Tower of Pisa Is No Longer The Leaniest

Monday, September 14, 2009


The famous Leaning Tower of Pisa in Italy may have finally met its match. For years, the citizens of Bedam, Holland claimed their Tower of Walfridus, in Bedam, Holland, had more tilt. It was shorter, less iconic, and (technically) wasn’t as tilted. All true, until now.

Recently, this Telegraph article explains, after discovering the increasing lean of Pisa’s Tower, the Italian government decided to restore the building, reducing the lean by 18 inches, which moves it into second place for the title of Europe’s most tilted. Wait, was that a collective “yippee” we heard from the town of Bedam? After all the talk, their church tower is (technically) more tilted.

What is this technicality?

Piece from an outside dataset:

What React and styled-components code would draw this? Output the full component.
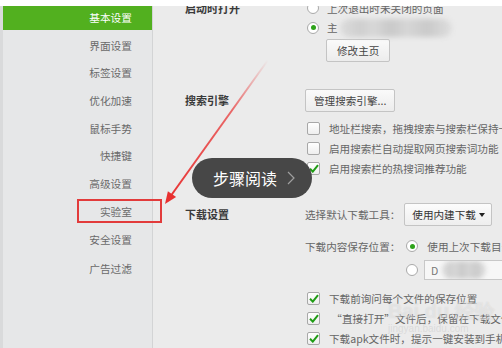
import React from "react";
import styled, { createGlobalStyle } from "styled-components";

const Global = createGlobalStyle`
  html, body { margin: 0; padding: 0; background: #fff; }
  body { font-family: "Noto Sans CJK SC", "Noto Sans", sans-serif; }
  * { box-sizing: border-box; }
`;

const Frame = styled.div`
  position: relative;
  width: 502px;
  height: 348px;
  overflow: hidden;
  background: #fff;
  padding-top: 6px;
`;

const Page = styled.div`
  display: flex;
  height: 342px;
  background: #ebebeb;
  overflow: hidden;
`;

const Sidebar = styled.nav`
  width: 153px;
  flex: none;
  background: #e6e7e8;
  border-left: 3px solid #d9dadb;
  border-right: 1px solid #d3d4d5;
  display: flex;
  flex-direction: column;
  gap: 3.7px;
`;

const NavItem = styled.div`
  height: 24px;
  line-height: 24px;
  text-align: right;
  padding-right: 20px;
  font-size: 10.7px;
  color: ${(p) => (p.$active ? "#fff" : "#6a6a6a")};
  background: ${(p) => (p.$active ? "#52b01f" : "transparent")};
  margin-top: ${(p) => p.$mt || 0}px;
`;

const Content = styled.main`
  flex: 1;
  padding-left: 32px;
  margin-top: -8px;
  display: flex;
  flex-direction: column;
  font-size: 10.6px;
  color: #666;
  min-width: 0;
`;

const Section = styled.section`
  display: flex;
  margin-top: ${(p) => p.$mt || 0}px;
`;

const Label = styled.div`
  width: 120px;
  flex: none;
  height: ${(p) => p.$h}px;
  line-height: ${(p) => p.$h}px;
  font-size: 11px;
  font-weight: 700;
  color: #3a3a3a;
  white-space: nowrap;
`;

const Controls = styled.div`
  display: flex;
  flex-direction: column;
  min-width: 0;
`;

const Row = styled.div`
  display: flex;
  align-items: center;
  height: ${(p) => p.$h || 20}px;
  margin-top: ${(p) => p.$mt || 0}px;
  padding-left: ${(p) => p.$pl ?? 2}px;
  gap: ${(p) => p.$gap ?? 8}px;
  white-space: nowrap;
`;

const Radio = styled.span`
  width: 12px;
  height: 12px;
  flex: none;
  border-radius: 50%;
  border: 1px solid #a9a9a9;
  background: #fff;
  position: relative;
  &::after {
    content: "";
    display: ${(p) => (p.$on ? "block" : "none")};
    position: absolute;
    left: 2.5px;
    top: 2.5px;
    width: 5px;
    height: 5px;
    border-radius: 50%;
    background: #2ea31a;
  }
`;

const Box = styled.span`
  width: 13px;
  height: 13px;
  flex: none;
  border: 1px solid #a8a8a8;
  border-radius: 2px;
  background: linear-gradient(#fff, #eee);
  display: flex;
  align-items: center;
  justify-content: center;
`;

const Button = styled.div`
  align-self: flex-start;
  height: 23px;
  line-height: 21px;
  margin-left: ${(p) => p.$ml || 0}px;
  margin-top: ${(p) => p.$mt || 0}px;
  padding: 0 ${(p) => p.$px || 10}px;
  border: 1px solid #c4c4c4;
  border-radius: 2px;
  background: linear-gradient(#fafafa, #ececec);
  color: #444;
  font-size: 10.6px;
  white-space: nowrap;
`;

const Select = styled.div`
  width: 88px;
  height: 23px;
  flex: none;
  border: 1px solid #c4c4c4;
  border-radius: 2px;
  background: linear-gradient(#fcfcfc, #eeeeee);
  color: #333;
  display: flex;
  align-items: center;
  justify-content: space-between;
  padding: 0 6px 0 7px;
`;

const Caret = styled.span`
  width: 0;
  height: 0;
  border-left: 3.5px solid transparent;
  border-right: 3.5px solid transparent;
  border-top: 4px solid #222;
`;

const Blur = styled.span`
  width: ${(p) => p.$w}px;
  height: 18px;
  flex: none;
  border-radius: 9px;
  background: linear-gradient(
    90deg,
    #dcdcdc 0%,
    #cfcfcf 18%,
    #d8d8d8 30%,
    #c9c9c9 45%,
    #d6d6d6 60%,
    #cacaca 78%,
    #dedede 100%
  );
  filter: blur(2.5px);
`;

const PathInput = styled.div`
  width: 90px;
  height: 20px;
  flex: none;
  border: 1px solid #c8c8c8;
  background: #f7f7f7;
  display: flex;
  align-items: center;
  gap: 4px;
  padding-left: 6px;
  color: #777;
  overflow: hidden;
`;

const Pill = styled.div`
  position: absolute;
  left: 192px;
  top: 158px;
  width: 120px;
  height: 40px;
  border-radius: 20px;
  background: #474747;
  display: flex;
  align-items: center;
  padding-left: 21px;
  gap: 10px;
  color: #fff;
  font-size: 16px;
`;

const Watermark = styled.div`
  position: absolute;
  left: 388px;
  top: 300px;
  color: rgba(255, 255, 255, 0.4);
  text-shadow: 0 0 1px rgba(130, 130, 130, 0.25);
  font-family: "Liberation Sans", Arial, sans-serif;
  font-weight: 700;
  font-size: 20px;
  line-height: 22px;
  pointer-events: none;
  & small {
    display: block;
    font-size: 10px;
    font-weight: 400;
    line-height: 14px;
    color: rgba(170, 170, 170, 0.25);
    text-shadow: none;
  }
`;

const Overlay = styled.svg`
  position: absolute;
  left: 0;
  top: 0;
  pointer-events: none;
`;

const Check = () => (
  <svg width="10" height="9" viewBox="0 0 10 9">
    <path d="M1 4.8 L3.8 7.6 L9 1.2" fill="none" stroke="#1f9c14" strokeWidth="2" />
  </svg>
);

const nav = ["基本设置", "界面设置", "标签设置", "优化加速", "鼠标手势", "快捷键", "高级设置", "实验室", "安全设置", "广告过滤"];

export default function App() {
  return (
    <>
      <Global />
      <Frame>
        <Page>
          <Sidebar>
            {nav.map((n, i) => (
              <NavItem key={n} $active={i === 0} $mt={i === 9 ? 2 : 0}>
                {n}
              </NavItem>
            ))}
          </Sidebar>
          <Content>
            <Section>
              <Label $h={20}>启动时打开</Label>
              <Controls>
                <Row>
                  <Radio />
                  <span>上次退出时未关闭的页面</span>
                </Row>
                <Row $h={19}>
                  <Radio $on />
                  <span>主</span>
                  <Blur $w={112} style={{ marginLeft: -6 }} />
                </Row>
                <Button $ml={21} $mt={2}>修改主页</Button>
              </Controls>
            </Section>

            <Section $mt={27}>
              <Label $h={23}>搜索引擎</Label>
              <Controls>
                <Button $ml={0} $px={8}>管理搜索引擎...</Button>
                <Row $mt={6} $gap={9}>
                  <Box />
                  <span>地址栏搜索，拖拽搜索与搜索栏保持一致</span>
                </Row>
                <Row $gap={9}>
                  <Box />
                  <span>启用搜索栏自动提取网页搜索词功能</span>
                </Row>
                <Row $gap={9}>
                  <Box>
                    <Check />
                  </Box>
                  <span>启用搜索栏的热搜词推荐功能</span>
                </Row>
              </Controls>
            </Section>

            <Section $mt={25}>
              <Label $h={23}>下载设置</Label>
              <Controls>
                <Row $h={23} $pl={0} $gap={4}>
                  <span>选择默认下载工具：</span>
                  <Select>
                    <span>使用内建下载</span>
                    <Caret />
                  </Select>
                </Row>
                <Row $mt={10} $pl={0} $gap={6}>
                  <span>下载内容保存位置：</span>
                  <Radio $on />
                  <span style={{ marginLeft: 3 }}>使用上次下载目录</span>
                </Row>
                <Row $mt={4} $pl={101} $gap={6}>
                  <Radio />
                  <PathInput>
                    <span>D</span>
                    <Blur $w={44} />
                  </PathInput>
                </Row>
                <Row $mt={8} $gap={9}>
                  <Box>
                    <Check />
                  </Box>
                  <span>下载前询问每个文件的保存位置</span>
                </Row>
                <Row $gap={9}>
                  <Box>
                    <Check />
                  </Box>
                  <span>&nbsp;“直接打开”文件后，保留在下载文件夹</span>
                </Row>
                <Row $gap={9}>
                  <Box>
                    <Check />
                  </Box>
                  <span>下载apk文件时，提示一键安装到手机</span>
                </Row>
              </Controls>
            </Section>
          </Content>
        </Page>

        <Watermark>
          Bai du 经验
          <small>jingyan.baidu.com</small>
        </Watermark>

        <Overlay width="502" height="348" viewBox="0 0 502 348">
          <defs>
            <linearGradient id="fade" gradientUnits="userSpaceOnUse" x1="268" y1="60" x2="166" y2="203">
              <stop offset="0" stopColor="#e83030" stopOpacity="0" />
              <stop offset="0.35" stopColor="#e83030" stopOpacity="0.7" />
              <stop offset="1" stopColor="#e83030" stopOpacity="1" />
            </linearGradient>
          </defs>
          <line x1="268" y1="60" x2="170" y2="197" stroke="url(#fade)" strokeWidth="2" />
          <polygon points="165,204 176.1,197.1 167.9,191.3" fill="#e83030" />
          <rect x="78" y="200" width="83" height="22" fill="none" stroke="#e23b3b" strokeWidth="2" />
        </Overlay>

        <Pill>
          <span>步骤阅读</span>
          <svg width="8" height="14" viewBox="0 0 8 14">
            <path d="M1 1 L7 7 L1 13" fill="none" stroke="#a0a0a0" strokeWidth="1.2" />
          </svg>
        </Pill>
      </Frame>
    </>
  );
}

Well, Pisa’s tower stands at 180 feet tall and has a “new” tilt of 11 feet 6 inches (formerly 13 feet), while Bedam’s is only 120 feet tall, and leans 8 feet 6 inches. It would seem that Pisa should still have the crown, but no. A geometrician crunched the numbers (thanks for that one, I wasn’t about to grab the calculator) and found out that if the two towers were the same height, the Tower of Walfridus would be more pronounced. 

Perhaps the real dilemma facing people is whether to be photographed pushing the tower over, or holding it up?  Hint- there’s no right answer.

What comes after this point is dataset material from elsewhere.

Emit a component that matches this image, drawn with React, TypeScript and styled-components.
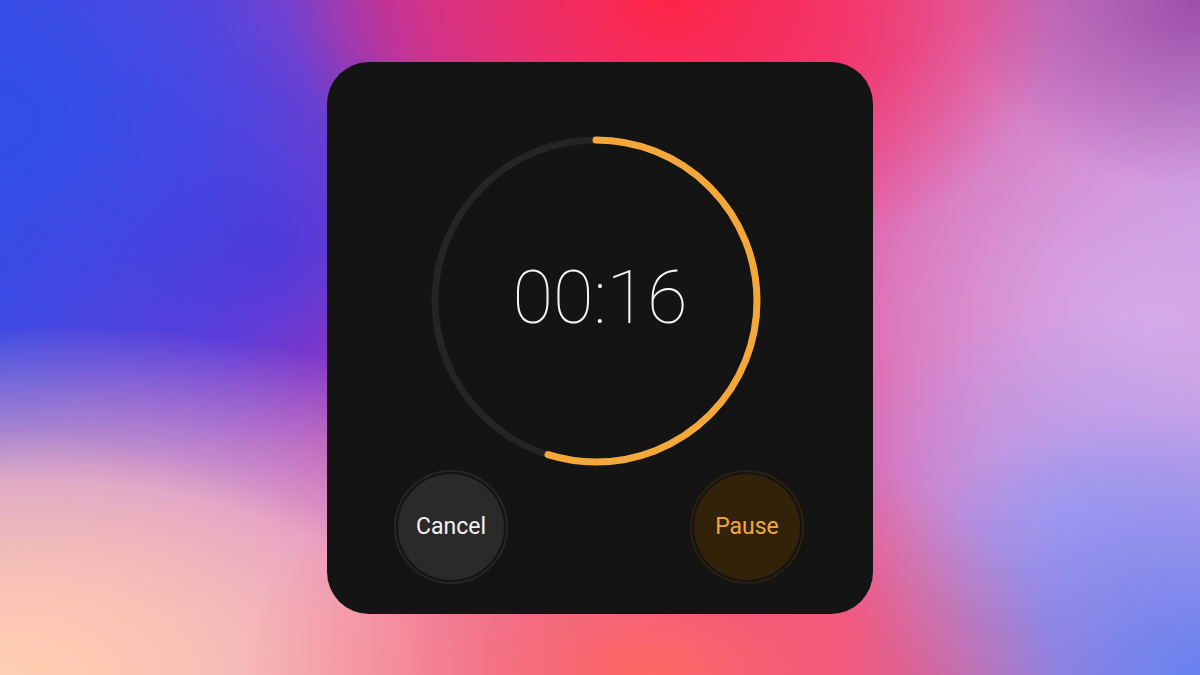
import React from 'react';
import styled, { createGlobalStyle } from 'styled-components';

const GlobalStyle = createGlobalStyle`
	html, body {
		margin: 0;
		padding: 0;
	}
	body {
		font-family: Roboto, 'Liberation Sans', sans-serif;
	}
`;

const SIZE = 330;
const RADIUS = 161;
const CIRC = 2 * Math.PI * RADIUS;

const App = () => {
	const progress = 0.548;
	return (
		<Wrapper>
			<GlobalStyle />
			<Card>
				<Dial>
					<svg width={SIZE} height={SIZE} viewBox={`0 0 ${SIZE} ${SIZE}`}>
						<circle cx={SIZE / 2} cy={SIZE / 2} r={RADIUS} fill="none" stroke="#252525" strokeWidth="7" />
						<circle
							cx={SIZE / 2}
							cy={SIZE / 2}
							r={RADIUS}
							fill="none"
							stroke="#f4a83a"
							strokeWidth="7"
							strokeLinecap="round"
							strokeDasharray={`${CIRC * progress} ${CIRC}`}
							transform={`rotate(-90 ${SIZE / 2} ${SIZE / 2})`}
						/>
					</svg>
					<Time>00:16</Time>
				</Dial>
				<Controls>
					<RoundButton $variant="cancel">Cancel</RoundButton>
					<RoundButton $variant="pause">Pause</RoundButton>
				</Controls>
			</Card>
		</Wrapper>
	);
};

const Wrapper = styled.div`
	display: flex;
	align-items: center;
	justify-content: center;
	width: 100%;
	height: 100vh;
	overflow: hidden;
	background:
		radial-gradient(ellipse 32% 42% at 56% 0%, rgba(255, 36, 70, 1) 0%, rgba(255, 36, 70, 0) 100%),
		radial-gradient(ellipse 34% 38% at 54% 100%, rgba(255, 104, 100, 1) 0%, rgba(255, 104, 100, 0) 100%),
		radial-gradient(ellipse 36% 36% at 0% 100%, rgba(255, 206, 178, 1) 0%, rgba(255, 206, 178, 0) 100%),
		radial-gradient(ellipse 55% 52% at 4% 100%, rgba(255, 184, 178, 1) 0%, rgba(252, 184, 196, 0.8) 55%, rgba(240, 180, 220, 0) 100%),
		radial-gradient(ellipse 30% 40% at 100% 100%, rgba(102, 130, 240, 1) 0%, rgba(102, 130, 240, 0) 100%),
		radial-gradient(ellipse 22% 30% at 90% 76%, rgba(176, 160, 240, 1) 0%, rgba(176, 160, 240, 0) 100%),
		radial-gradient(ellipse 20% 28% at 100% 0%, rgba(156, 78, 168, 1) 0%, rgba(156, 78, 168, 0) 100%),
		radial-gradient(ellipse 36% 50% at 96% 48%, rgba(214, 170, 232, 1) 0%, rgba(214, 170, 232, 0) 100%),
		radial-gradient(ellipse 38% 45% at 0% 18%, rgba(48, 78, 232, 1) 0%, rgba(48, 78, 232, 0) 100%),
		radial-gradient(ellipse 24% 32% at 22% 36%, rgba(84, 52, 216, 0.9) 0%, rgba(84, 52, 216, 0) 100%),
		linear-gradient(90deg, #4048e0 0%, #6e40d8 18%, #b438b0 32%, #e64c96 70%, #c890d8 100%);
`;

const Card = styled.div`
	display: flex;
	flex-direction: column;
	align-items: center;
	box-sizing: border-box;
	width: 546px;
	height: 552px;
	padding-top: 74px;
	background: #141414;
	border-radius: 42px;
`;

const Dial = styled.div`
	display: grid;
	place-items: center;
	width: ${SIZE}px;
	height: ${SIZE}px;
	margin-right: 8px;

	& > * {
		grid-area: 1 / 1;
	}
`;

const Time = styled.div`
	margin: -6px 0 0 8px;
	font-size: 74px;
	font-weight: 100;
	line-height: 1;
	color: #f4f4f4;
`;

const Controls = styled.div`
	display: flex;
	justify-content: space-between;
	box-sizing: border-box;
	width: 100%;
	margin-top: 4px;
	padding: 0 69px 0 67px;
`;

const RoundButton = styled.button<{ $variant: 'cancel' | 'pause' }>`
	display: flex;
	align-items: center;
	justify-content: center;
	box-sizing: border-box;
	width: 114px;
	height: 114px;
	padding: 2px;
	border-radius: 50%;
	border: 2px solid ${(p) => (p.$variant === 'pause' ? '#2b210f' : '#262626')};
	background: ${(p) => (p.$variant === 'pause' ? '#33220a' : '#2a2a2b')};
	background-clip: content-box;
	font-family: Roboto, 'Liberation Sans', sans-serif;
	font-size: 23px;
	color: ${(p) => (p.$variant === 'pause' ? '#f2a83a' : '#f2f2f2')};
	cursor: pointer;
`;

export default App;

Photo by bjcarter (he chose to hold up the tower)

By Jon Wick


About the Author

Jon lives in Butte, Montana, spending most of his time on skis or bikes; sometimes both. He began travel writing while teaching in Korea and is currently pursuing his Master’s Degree in Technical Communication at Montana Tech. Jon has begun writing his first book, The Story of Will, whose movie rights are still (very) available. Catch more of Jon at (@ExpedJon)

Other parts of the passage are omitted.